Pull out every line from the listing that has the word "React".

□ □ □ □ □ □ □

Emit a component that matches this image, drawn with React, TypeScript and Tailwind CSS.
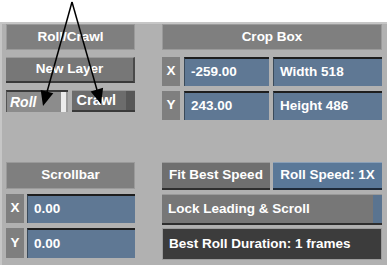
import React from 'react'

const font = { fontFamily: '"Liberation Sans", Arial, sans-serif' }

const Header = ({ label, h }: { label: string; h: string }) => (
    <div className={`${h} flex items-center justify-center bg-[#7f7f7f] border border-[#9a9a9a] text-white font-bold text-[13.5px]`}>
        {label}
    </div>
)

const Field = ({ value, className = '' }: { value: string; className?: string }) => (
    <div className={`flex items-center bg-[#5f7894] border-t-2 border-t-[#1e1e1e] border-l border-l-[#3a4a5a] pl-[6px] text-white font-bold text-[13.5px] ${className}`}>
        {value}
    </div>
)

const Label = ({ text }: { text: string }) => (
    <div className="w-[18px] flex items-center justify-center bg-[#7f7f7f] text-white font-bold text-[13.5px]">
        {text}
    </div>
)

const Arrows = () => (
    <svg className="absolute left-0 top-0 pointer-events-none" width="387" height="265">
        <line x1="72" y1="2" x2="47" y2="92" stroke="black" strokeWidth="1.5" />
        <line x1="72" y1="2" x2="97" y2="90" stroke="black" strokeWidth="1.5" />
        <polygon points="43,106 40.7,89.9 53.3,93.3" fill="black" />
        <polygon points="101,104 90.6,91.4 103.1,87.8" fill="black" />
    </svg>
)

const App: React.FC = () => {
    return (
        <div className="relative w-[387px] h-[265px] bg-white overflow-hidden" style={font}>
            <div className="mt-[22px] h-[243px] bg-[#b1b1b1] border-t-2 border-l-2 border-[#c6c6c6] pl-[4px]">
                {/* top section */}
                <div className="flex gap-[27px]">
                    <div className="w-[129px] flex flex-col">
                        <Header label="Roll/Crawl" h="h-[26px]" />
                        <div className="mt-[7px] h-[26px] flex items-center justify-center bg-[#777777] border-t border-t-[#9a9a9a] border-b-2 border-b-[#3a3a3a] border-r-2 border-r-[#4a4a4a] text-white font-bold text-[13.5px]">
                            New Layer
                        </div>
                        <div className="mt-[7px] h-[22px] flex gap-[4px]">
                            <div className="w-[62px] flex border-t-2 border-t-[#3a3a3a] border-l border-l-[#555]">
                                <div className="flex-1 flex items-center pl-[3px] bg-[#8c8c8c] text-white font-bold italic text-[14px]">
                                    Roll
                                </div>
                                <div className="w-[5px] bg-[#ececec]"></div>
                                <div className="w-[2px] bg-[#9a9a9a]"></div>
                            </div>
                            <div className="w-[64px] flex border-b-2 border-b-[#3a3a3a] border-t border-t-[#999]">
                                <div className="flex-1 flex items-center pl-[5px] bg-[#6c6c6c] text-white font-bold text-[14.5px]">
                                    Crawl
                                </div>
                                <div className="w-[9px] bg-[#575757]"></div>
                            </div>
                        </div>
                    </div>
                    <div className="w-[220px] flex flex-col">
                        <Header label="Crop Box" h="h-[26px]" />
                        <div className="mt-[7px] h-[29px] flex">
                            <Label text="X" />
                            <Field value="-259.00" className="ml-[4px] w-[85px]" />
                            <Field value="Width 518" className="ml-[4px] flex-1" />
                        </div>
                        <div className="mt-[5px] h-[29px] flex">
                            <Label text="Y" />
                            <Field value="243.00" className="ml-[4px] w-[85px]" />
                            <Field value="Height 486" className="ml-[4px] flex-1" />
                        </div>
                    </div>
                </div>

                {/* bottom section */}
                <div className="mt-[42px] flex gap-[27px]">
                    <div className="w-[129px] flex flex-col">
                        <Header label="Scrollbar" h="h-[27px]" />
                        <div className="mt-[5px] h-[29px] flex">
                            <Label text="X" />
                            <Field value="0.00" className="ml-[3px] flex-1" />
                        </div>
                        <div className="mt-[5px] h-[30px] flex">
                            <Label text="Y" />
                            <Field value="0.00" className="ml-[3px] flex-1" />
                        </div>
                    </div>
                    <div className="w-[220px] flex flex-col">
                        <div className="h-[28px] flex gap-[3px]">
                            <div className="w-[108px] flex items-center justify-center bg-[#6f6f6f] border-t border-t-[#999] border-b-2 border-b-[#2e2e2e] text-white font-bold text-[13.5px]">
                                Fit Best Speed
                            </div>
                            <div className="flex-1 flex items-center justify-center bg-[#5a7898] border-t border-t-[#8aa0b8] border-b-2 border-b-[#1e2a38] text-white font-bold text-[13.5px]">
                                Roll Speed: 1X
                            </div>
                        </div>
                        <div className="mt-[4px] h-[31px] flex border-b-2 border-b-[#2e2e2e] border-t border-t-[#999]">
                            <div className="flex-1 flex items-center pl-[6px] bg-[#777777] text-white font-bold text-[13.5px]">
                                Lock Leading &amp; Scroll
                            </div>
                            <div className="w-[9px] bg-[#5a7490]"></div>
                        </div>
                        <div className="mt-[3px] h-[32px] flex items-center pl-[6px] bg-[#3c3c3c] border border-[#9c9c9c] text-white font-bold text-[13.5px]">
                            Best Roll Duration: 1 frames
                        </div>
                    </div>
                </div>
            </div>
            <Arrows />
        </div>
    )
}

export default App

□ □ □ □ □ □ □

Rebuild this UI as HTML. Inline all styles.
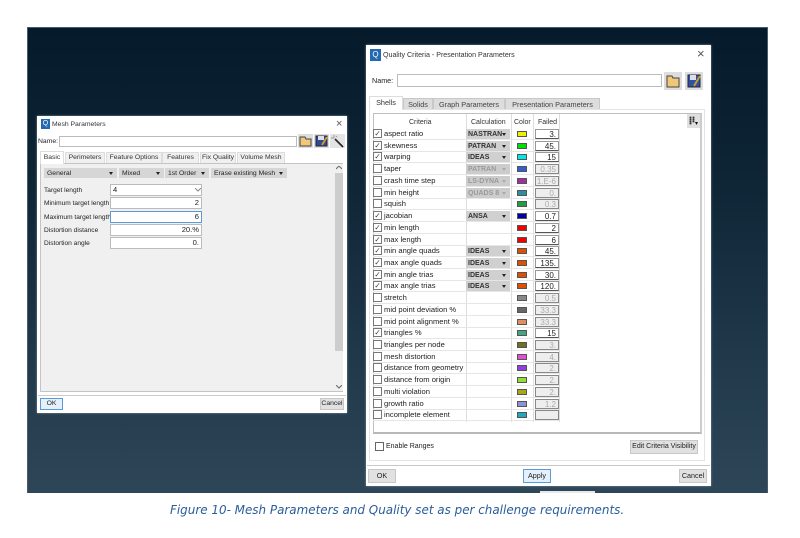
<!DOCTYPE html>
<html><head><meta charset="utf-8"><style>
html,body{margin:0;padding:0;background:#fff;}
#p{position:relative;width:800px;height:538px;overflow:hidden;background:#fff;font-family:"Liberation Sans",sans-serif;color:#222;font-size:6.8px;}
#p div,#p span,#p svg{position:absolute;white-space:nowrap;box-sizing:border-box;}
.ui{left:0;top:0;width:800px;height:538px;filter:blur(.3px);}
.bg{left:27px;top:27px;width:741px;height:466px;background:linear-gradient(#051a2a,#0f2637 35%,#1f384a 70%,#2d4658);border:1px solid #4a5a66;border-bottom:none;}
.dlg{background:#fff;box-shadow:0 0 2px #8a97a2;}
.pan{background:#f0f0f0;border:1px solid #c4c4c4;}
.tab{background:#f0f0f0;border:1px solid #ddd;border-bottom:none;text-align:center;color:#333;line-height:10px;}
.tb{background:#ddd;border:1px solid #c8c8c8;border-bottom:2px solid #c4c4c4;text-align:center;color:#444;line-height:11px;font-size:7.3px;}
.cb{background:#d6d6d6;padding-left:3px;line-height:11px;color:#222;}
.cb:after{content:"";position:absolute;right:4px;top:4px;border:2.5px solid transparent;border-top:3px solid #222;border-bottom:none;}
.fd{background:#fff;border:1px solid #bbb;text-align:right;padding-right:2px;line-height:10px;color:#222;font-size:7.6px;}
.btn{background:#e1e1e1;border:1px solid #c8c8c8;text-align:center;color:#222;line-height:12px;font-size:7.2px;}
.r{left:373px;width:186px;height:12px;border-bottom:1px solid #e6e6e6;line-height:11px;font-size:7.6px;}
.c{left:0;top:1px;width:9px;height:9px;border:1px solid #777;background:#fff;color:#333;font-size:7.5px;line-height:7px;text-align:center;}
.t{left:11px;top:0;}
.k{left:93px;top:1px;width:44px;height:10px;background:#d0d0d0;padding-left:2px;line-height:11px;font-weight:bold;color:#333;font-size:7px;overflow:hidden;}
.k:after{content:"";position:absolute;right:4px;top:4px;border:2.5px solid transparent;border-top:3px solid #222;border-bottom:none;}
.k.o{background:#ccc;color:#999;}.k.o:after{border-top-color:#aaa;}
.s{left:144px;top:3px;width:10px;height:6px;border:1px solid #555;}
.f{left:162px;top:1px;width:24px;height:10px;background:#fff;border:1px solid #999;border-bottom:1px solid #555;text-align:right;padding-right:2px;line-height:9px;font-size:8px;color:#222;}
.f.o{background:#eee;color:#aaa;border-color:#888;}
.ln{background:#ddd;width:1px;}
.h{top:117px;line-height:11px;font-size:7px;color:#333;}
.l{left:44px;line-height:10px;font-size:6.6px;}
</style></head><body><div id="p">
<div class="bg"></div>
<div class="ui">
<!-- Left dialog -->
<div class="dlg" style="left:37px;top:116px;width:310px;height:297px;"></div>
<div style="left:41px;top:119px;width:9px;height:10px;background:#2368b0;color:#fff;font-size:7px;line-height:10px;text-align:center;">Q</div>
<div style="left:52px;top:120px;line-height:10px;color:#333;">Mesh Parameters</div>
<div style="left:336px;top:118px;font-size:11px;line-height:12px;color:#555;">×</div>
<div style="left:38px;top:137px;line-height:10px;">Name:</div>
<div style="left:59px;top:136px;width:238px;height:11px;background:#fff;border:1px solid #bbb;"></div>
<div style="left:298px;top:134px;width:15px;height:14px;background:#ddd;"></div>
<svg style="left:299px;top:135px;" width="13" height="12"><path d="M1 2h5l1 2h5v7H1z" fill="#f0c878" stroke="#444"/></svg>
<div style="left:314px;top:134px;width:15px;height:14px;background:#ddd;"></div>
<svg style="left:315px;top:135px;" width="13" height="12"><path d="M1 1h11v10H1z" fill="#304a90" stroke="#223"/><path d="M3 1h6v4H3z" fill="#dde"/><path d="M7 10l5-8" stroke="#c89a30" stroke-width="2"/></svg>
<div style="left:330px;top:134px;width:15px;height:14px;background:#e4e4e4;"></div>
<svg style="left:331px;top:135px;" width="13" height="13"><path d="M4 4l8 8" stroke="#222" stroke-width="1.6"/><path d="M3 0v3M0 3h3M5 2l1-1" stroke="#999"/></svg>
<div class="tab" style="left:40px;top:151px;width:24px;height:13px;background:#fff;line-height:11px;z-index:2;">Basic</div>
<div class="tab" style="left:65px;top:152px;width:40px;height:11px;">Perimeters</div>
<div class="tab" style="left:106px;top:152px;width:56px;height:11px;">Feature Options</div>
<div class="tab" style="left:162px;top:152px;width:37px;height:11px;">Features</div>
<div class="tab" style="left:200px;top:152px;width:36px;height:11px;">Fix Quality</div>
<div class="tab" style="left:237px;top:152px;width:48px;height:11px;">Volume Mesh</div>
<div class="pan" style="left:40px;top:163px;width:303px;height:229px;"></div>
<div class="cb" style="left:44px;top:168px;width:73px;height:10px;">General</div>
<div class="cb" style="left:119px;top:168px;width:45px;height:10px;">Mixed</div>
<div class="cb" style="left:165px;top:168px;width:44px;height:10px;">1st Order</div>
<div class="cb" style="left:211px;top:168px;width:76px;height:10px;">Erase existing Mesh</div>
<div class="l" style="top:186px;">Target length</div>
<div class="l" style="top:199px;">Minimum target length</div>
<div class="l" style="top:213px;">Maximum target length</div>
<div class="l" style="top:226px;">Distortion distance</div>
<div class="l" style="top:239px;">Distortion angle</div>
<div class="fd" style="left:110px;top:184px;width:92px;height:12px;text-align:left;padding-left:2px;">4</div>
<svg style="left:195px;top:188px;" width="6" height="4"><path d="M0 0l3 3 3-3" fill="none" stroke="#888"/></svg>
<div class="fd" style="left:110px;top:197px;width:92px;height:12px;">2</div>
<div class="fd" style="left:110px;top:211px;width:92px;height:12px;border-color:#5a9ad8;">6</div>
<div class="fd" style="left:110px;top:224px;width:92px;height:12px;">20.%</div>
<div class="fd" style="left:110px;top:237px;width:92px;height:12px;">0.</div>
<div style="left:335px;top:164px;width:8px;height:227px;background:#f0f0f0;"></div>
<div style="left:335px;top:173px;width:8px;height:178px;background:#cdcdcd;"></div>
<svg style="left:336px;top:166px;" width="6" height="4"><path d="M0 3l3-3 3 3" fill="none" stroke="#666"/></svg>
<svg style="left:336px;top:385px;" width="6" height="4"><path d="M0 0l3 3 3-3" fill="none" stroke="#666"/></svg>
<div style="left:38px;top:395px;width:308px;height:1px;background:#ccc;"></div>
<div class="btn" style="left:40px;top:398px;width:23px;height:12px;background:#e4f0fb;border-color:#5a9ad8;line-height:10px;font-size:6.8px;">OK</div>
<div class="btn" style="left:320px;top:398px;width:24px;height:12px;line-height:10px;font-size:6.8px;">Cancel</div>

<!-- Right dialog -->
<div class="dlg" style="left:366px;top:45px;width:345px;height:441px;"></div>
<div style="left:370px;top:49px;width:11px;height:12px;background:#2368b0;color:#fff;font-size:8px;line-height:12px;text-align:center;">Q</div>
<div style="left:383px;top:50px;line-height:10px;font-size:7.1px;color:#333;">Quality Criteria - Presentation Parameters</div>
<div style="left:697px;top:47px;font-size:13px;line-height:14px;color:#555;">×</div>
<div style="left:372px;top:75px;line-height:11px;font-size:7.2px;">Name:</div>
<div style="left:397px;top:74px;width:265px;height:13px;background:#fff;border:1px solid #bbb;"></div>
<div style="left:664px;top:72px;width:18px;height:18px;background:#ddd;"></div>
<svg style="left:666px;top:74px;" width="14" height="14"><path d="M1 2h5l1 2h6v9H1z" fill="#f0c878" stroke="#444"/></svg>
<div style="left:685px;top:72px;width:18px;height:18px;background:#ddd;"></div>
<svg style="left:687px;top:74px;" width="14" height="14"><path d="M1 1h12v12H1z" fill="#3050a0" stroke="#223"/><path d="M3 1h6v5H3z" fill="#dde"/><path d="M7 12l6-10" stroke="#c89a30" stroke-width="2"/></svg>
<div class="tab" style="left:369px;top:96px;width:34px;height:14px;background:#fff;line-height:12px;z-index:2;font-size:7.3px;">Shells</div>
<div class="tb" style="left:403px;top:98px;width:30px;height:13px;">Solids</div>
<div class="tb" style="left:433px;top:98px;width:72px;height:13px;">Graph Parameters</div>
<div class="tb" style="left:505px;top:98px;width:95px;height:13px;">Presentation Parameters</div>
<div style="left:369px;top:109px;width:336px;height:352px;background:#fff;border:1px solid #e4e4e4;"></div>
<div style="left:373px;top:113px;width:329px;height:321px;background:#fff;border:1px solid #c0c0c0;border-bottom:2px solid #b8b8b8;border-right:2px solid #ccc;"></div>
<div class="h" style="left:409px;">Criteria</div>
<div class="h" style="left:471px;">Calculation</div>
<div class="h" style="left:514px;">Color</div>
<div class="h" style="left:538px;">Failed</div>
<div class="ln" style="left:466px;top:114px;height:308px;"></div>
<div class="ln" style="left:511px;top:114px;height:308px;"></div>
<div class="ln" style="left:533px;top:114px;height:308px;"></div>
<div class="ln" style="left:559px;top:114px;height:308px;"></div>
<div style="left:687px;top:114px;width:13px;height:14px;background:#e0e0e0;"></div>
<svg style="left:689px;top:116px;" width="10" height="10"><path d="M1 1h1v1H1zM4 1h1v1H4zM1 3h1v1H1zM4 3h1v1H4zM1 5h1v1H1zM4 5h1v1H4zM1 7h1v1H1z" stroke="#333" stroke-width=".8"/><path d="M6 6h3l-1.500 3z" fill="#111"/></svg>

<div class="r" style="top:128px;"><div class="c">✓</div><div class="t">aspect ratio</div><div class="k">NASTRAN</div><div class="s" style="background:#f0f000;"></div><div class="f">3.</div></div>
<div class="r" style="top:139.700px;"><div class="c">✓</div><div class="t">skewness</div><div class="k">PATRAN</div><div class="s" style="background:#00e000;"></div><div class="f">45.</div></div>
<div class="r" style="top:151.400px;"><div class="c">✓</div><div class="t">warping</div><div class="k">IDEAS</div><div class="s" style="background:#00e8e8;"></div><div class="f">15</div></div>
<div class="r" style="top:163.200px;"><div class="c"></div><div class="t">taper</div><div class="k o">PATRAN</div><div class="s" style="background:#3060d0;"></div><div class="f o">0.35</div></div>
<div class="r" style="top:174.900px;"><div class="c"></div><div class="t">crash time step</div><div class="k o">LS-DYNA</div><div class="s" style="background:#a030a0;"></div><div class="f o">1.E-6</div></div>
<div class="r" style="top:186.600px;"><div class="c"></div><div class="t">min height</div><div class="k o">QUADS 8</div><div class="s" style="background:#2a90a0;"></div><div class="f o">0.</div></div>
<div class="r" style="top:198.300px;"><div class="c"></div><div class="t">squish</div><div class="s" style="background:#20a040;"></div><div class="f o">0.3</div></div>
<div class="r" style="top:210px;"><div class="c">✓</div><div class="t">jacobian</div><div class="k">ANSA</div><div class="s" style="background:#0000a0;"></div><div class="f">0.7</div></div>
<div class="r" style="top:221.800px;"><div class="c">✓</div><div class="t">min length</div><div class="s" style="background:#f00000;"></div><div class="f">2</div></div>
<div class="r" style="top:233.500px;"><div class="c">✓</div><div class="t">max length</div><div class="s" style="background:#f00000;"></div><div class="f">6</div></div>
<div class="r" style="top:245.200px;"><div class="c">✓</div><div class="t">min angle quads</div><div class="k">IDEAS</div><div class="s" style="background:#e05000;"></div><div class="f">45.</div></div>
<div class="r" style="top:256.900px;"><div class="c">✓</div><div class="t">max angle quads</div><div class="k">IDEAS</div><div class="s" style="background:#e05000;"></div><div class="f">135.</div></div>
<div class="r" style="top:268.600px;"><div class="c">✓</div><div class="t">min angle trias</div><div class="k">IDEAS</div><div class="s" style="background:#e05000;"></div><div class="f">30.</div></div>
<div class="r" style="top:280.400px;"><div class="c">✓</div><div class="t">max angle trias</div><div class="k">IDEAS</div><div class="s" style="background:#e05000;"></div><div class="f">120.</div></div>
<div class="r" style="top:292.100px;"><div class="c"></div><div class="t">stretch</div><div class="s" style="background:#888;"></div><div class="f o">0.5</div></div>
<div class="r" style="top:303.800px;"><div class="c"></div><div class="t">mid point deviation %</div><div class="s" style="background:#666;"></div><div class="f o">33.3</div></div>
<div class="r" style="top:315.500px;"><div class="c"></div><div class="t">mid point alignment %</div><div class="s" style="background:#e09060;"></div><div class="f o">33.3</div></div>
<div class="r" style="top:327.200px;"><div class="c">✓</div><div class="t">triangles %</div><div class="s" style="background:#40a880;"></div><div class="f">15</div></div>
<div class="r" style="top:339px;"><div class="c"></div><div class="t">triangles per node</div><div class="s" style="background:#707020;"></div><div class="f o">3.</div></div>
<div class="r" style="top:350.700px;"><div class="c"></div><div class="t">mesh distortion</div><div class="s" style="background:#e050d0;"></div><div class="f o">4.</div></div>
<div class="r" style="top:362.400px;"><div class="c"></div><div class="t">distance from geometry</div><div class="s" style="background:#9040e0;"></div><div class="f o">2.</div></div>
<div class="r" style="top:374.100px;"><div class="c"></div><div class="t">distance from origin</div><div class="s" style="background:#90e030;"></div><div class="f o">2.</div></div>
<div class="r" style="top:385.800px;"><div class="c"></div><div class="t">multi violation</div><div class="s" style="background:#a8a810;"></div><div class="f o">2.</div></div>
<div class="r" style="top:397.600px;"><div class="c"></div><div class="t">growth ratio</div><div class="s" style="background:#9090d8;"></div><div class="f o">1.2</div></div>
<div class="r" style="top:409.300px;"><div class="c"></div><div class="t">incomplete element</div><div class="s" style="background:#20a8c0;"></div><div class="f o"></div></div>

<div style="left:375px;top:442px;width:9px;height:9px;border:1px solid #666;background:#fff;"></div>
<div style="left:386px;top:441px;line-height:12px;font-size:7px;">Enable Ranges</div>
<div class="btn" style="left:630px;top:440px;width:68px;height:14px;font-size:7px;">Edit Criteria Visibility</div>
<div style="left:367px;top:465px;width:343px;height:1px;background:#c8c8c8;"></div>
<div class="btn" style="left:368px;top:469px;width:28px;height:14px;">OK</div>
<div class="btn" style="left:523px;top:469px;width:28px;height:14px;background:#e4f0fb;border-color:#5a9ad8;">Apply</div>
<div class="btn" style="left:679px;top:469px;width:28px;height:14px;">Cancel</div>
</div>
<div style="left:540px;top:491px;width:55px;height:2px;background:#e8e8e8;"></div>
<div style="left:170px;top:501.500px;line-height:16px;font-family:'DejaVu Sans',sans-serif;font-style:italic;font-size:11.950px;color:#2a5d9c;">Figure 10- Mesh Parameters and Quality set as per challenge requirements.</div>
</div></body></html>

□ □ □ □ □ □ □

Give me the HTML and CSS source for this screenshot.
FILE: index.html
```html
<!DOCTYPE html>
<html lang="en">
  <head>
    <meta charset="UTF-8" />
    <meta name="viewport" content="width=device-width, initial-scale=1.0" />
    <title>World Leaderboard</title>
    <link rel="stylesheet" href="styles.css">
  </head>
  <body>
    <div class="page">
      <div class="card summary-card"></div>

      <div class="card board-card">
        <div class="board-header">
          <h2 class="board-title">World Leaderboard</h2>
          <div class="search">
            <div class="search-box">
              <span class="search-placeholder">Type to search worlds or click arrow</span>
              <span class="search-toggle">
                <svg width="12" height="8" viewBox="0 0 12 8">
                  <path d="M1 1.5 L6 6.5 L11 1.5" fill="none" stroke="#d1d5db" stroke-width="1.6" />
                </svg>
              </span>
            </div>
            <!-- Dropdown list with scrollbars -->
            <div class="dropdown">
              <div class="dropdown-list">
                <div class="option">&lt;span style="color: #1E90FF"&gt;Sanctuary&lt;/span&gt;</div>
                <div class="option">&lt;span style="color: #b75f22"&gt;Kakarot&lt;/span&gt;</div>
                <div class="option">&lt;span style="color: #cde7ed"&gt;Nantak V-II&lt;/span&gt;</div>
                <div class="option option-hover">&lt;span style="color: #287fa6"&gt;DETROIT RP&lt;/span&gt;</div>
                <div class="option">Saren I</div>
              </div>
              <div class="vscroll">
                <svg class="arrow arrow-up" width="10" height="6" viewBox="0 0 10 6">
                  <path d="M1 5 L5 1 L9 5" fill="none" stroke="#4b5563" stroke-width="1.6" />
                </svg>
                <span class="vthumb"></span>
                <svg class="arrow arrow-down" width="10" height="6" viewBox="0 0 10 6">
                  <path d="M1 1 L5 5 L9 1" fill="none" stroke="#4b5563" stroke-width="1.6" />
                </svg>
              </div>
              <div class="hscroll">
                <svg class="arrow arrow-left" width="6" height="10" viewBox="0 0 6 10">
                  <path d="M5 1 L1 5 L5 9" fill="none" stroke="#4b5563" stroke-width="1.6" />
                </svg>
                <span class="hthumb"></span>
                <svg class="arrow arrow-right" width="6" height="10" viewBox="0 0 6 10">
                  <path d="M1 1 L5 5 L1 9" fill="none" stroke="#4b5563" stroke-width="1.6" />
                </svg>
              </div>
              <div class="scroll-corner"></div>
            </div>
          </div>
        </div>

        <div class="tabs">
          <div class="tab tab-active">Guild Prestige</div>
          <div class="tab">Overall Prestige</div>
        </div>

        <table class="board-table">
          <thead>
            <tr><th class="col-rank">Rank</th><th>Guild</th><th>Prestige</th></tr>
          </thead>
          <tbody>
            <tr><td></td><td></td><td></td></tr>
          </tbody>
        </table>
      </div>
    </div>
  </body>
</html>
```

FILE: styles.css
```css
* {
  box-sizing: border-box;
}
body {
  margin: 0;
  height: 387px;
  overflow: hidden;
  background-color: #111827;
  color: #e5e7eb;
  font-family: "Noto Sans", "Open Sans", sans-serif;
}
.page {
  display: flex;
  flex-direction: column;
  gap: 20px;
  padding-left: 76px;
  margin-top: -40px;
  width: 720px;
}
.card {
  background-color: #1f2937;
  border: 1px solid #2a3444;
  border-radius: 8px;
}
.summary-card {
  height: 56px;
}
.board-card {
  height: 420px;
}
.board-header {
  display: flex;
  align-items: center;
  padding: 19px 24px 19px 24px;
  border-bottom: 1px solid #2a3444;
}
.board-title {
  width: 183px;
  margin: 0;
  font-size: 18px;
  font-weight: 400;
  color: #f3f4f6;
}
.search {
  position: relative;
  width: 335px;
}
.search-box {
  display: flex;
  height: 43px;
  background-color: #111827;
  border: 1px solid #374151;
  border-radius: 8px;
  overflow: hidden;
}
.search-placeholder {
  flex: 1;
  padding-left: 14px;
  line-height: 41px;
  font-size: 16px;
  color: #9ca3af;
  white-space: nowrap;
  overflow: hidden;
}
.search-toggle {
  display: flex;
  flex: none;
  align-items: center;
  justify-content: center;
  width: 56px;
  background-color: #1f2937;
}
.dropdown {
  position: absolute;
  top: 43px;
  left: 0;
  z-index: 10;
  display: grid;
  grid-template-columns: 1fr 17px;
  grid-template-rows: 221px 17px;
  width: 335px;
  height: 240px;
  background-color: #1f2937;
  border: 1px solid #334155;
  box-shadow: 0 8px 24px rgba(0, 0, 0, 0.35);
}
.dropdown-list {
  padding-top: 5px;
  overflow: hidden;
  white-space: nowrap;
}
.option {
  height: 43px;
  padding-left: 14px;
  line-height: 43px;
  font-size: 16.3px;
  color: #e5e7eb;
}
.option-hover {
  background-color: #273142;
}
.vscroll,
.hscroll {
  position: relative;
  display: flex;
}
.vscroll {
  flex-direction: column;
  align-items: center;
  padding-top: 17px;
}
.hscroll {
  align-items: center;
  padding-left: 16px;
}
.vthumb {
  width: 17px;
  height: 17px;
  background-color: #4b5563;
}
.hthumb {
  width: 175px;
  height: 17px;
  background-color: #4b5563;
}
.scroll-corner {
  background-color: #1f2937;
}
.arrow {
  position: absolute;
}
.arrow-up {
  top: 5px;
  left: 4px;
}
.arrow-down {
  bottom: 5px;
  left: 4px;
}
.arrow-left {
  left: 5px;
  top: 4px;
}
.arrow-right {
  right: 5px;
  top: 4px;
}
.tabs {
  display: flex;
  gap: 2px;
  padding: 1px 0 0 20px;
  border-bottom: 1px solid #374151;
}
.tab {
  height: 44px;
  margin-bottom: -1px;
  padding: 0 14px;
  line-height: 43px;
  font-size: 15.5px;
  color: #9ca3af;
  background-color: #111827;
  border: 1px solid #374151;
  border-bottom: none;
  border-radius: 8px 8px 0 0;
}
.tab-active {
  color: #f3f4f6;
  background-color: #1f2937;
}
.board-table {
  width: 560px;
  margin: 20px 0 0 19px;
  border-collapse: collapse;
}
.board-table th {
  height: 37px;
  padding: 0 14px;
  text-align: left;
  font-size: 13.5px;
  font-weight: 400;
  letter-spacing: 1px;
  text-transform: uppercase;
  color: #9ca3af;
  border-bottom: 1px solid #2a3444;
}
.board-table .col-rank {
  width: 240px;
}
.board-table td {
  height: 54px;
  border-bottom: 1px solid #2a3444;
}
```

□ □ □ □ □ □ □

Exercise answer >>
Emit a component that matches this image, drawn with React, TypeScript and Tailwind CSS.
import React from 'react'
const App: React.FC = () => {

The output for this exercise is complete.